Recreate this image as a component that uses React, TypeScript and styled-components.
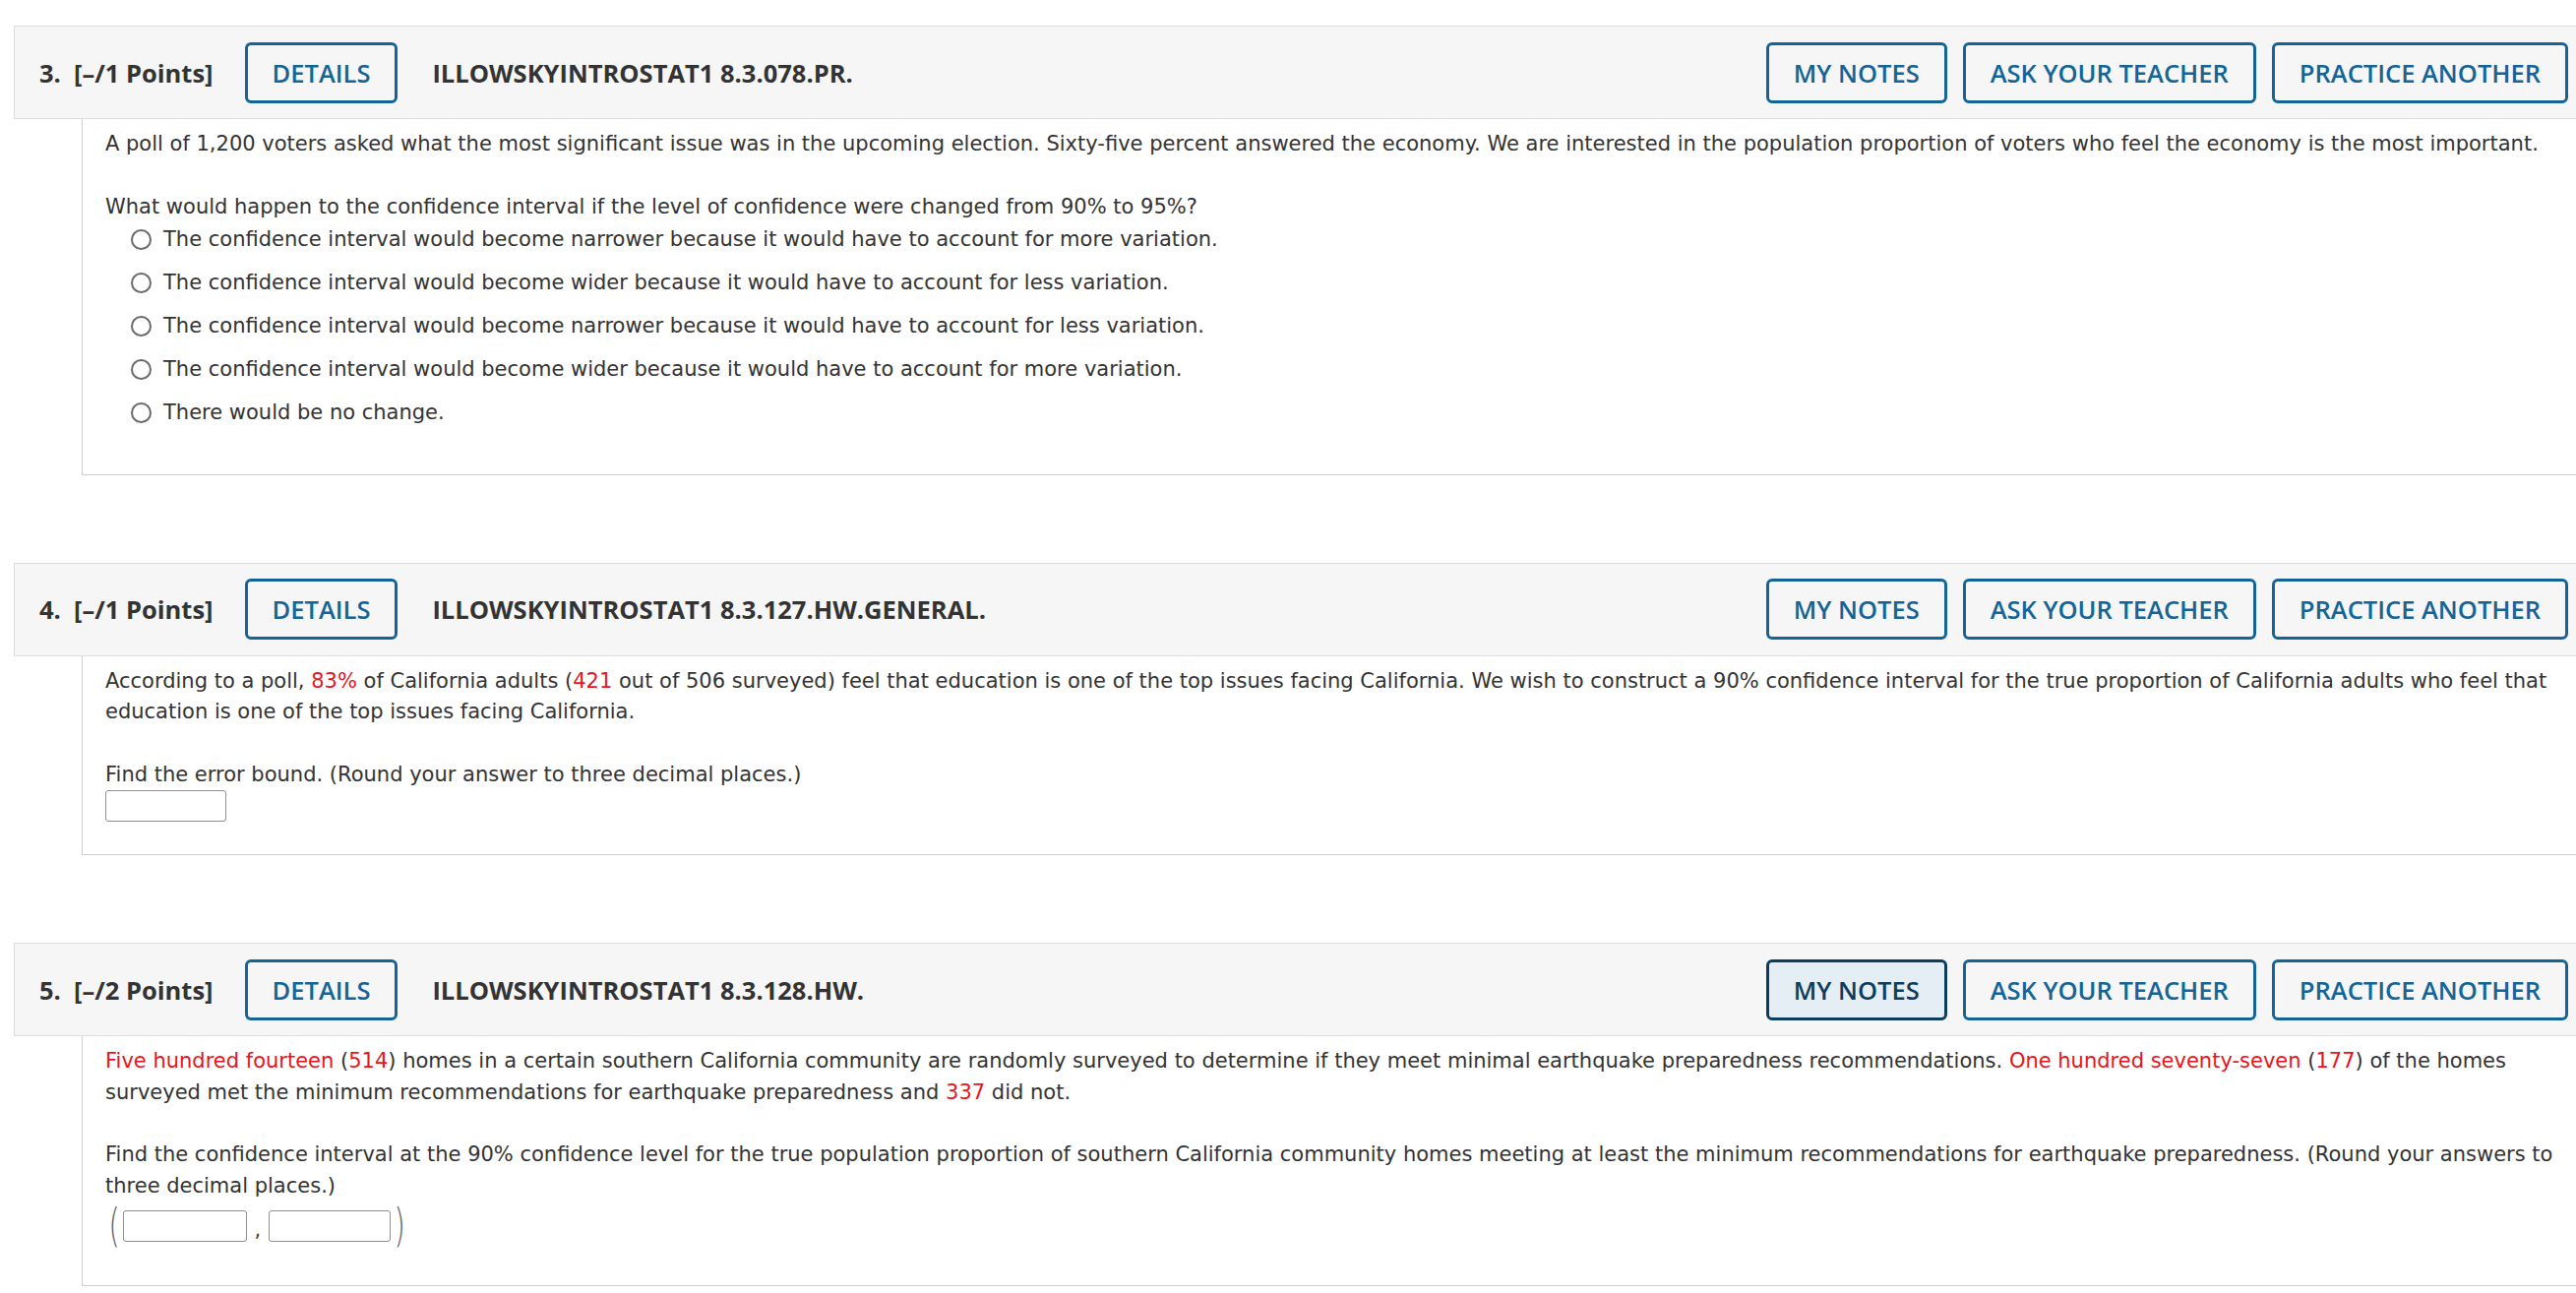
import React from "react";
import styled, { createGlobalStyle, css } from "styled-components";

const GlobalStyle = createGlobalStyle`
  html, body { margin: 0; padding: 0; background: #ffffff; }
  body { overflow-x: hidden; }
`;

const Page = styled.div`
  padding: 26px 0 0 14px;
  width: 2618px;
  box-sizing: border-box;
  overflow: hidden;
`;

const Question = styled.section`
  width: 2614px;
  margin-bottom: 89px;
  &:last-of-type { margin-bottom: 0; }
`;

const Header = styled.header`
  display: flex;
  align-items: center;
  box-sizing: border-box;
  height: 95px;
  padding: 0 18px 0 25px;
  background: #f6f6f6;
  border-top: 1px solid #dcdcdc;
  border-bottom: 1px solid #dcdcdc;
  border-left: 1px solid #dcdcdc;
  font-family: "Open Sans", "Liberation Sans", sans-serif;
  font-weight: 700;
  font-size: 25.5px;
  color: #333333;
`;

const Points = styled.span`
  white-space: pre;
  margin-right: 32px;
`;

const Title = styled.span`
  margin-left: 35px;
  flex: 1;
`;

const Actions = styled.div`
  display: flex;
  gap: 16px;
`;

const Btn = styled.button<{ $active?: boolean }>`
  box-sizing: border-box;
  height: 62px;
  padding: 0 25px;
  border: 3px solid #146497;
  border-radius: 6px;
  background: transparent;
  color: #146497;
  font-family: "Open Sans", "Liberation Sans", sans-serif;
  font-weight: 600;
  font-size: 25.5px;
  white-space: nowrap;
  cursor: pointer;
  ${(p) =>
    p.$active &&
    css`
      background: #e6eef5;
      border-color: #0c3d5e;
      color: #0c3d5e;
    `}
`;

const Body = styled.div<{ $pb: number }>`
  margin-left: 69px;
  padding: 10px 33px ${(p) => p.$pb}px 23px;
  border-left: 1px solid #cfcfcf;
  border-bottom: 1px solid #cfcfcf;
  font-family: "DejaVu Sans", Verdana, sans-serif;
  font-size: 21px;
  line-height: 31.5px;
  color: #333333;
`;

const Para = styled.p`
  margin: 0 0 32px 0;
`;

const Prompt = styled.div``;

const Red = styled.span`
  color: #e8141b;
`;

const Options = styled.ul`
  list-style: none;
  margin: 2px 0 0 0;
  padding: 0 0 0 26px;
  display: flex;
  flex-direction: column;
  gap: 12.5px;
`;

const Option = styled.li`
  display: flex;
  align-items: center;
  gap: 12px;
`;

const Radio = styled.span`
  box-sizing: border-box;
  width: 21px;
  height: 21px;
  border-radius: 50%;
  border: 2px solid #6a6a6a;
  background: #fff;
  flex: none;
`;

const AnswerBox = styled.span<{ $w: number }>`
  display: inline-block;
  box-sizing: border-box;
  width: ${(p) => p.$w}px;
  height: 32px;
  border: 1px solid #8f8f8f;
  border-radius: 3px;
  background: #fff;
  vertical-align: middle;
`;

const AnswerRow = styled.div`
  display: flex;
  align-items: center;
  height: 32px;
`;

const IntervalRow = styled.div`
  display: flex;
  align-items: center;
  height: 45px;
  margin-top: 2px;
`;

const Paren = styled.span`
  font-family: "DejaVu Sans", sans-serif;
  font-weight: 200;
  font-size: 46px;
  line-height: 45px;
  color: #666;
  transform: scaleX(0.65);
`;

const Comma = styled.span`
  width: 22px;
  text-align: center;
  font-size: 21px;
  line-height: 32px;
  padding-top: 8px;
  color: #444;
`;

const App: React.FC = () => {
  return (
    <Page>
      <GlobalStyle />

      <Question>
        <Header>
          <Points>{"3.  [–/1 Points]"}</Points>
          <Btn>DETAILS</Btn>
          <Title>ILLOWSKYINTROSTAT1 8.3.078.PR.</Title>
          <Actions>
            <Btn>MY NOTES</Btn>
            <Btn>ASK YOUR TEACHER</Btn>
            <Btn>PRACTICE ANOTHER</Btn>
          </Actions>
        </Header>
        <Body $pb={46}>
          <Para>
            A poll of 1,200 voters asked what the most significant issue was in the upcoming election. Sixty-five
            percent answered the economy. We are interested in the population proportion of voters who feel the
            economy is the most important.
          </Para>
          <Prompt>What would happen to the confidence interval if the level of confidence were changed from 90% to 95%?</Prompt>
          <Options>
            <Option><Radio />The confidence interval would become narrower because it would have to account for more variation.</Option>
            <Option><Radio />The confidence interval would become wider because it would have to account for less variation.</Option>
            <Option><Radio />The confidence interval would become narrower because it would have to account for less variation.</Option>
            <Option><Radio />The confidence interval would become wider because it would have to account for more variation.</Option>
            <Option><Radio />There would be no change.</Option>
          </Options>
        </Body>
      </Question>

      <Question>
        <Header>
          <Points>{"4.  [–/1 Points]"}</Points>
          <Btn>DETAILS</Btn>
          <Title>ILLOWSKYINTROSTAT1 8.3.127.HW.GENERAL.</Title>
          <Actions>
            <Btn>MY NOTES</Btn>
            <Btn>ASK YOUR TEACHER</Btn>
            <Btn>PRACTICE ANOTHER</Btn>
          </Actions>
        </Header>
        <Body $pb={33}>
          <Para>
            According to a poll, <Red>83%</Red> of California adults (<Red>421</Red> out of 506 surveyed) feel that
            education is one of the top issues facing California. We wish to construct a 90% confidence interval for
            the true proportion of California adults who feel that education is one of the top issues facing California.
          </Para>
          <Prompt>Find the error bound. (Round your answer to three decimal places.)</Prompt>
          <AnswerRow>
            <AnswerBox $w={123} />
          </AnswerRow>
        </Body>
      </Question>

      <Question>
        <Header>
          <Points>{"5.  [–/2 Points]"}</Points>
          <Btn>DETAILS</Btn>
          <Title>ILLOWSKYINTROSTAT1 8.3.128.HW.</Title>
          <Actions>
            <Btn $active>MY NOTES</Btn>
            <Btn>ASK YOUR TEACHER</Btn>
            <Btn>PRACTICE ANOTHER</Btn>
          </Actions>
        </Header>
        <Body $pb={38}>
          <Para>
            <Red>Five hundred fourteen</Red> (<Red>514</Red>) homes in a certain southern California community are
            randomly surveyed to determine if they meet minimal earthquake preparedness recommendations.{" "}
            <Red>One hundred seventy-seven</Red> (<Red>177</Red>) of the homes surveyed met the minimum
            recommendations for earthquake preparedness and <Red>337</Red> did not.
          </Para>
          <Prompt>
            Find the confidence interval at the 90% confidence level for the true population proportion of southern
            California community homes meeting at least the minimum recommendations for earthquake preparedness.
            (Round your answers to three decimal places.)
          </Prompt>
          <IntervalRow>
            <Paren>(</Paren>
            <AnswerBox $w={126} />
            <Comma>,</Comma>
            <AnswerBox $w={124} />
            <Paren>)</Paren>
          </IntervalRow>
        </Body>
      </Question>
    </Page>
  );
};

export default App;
* * *
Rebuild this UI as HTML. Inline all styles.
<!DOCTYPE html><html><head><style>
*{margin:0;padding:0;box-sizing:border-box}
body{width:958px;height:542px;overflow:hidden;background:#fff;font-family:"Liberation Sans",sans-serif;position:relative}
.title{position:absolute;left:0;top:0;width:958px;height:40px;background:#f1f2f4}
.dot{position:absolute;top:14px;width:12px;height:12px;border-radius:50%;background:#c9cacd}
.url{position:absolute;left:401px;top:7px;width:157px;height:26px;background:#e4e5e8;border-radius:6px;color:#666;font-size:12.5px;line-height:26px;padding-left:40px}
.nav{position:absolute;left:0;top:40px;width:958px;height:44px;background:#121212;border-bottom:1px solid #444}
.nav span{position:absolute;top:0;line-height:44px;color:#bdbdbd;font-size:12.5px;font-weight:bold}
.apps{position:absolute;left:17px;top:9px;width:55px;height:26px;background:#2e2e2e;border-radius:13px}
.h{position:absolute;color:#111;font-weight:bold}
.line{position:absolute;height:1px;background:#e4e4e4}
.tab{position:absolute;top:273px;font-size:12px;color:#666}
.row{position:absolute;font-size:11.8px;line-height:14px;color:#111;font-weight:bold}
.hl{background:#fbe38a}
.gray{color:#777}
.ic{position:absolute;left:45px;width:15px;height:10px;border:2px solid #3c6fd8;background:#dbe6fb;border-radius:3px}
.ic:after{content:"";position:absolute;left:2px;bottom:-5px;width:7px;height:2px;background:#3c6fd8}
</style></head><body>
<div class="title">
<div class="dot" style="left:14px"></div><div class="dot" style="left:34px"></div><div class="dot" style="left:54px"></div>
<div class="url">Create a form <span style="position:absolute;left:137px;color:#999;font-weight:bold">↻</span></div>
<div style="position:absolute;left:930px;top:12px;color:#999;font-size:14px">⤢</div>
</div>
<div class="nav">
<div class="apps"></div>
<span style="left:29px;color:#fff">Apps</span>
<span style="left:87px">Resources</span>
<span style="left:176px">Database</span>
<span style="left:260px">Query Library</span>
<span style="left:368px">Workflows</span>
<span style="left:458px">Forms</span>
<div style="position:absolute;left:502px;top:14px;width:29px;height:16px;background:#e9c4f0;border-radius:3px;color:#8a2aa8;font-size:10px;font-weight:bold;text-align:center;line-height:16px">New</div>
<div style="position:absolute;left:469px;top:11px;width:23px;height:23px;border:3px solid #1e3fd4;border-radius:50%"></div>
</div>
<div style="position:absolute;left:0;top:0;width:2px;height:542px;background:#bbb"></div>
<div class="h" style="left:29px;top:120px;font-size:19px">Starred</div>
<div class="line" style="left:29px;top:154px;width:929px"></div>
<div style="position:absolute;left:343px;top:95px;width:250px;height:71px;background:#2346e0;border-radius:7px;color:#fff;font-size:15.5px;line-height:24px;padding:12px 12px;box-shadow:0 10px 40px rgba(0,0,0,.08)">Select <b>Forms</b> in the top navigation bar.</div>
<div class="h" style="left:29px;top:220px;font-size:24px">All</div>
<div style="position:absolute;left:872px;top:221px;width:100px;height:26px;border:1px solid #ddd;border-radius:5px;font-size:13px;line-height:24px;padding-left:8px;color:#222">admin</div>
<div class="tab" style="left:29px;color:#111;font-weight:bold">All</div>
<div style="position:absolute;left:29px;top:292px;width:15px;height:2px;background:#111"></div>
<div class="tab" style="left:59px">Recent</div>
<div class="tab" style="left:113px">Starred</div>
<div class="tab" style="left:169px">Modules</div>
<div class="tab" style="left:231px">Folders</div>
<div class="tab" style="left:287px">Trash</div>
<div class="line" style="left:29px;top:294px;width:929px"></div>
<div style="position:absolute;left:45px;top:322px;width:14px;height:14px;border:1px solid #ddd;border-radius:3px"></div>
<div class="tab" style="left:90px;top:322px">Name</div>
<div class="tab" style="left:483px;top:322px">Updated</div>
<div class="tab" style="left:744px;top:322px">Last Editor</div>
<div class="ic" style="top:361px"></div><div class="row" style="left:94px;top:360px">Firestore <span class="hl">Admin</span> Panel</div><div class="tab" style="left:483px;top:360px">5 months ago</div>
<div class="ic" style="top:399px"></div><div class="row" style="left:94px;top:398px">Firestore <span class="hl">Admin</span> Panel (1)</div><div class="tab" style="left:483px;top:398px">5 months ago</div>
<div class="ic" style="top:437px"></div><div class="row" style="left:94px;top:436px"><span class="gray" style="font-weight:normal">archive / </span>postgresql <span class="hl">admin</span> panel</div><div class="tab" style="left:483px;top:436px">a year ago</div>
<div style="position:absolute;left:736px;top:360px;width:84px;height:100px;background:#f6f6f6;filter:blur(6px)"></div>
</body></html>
==
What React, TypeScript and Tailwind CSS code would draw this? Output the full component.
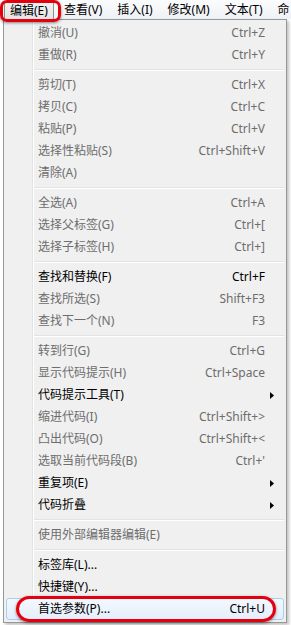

- **Brief**: Tally up the lines holding the word "React" in the data above, and answer with that figure only.

- **Expected answer**: 4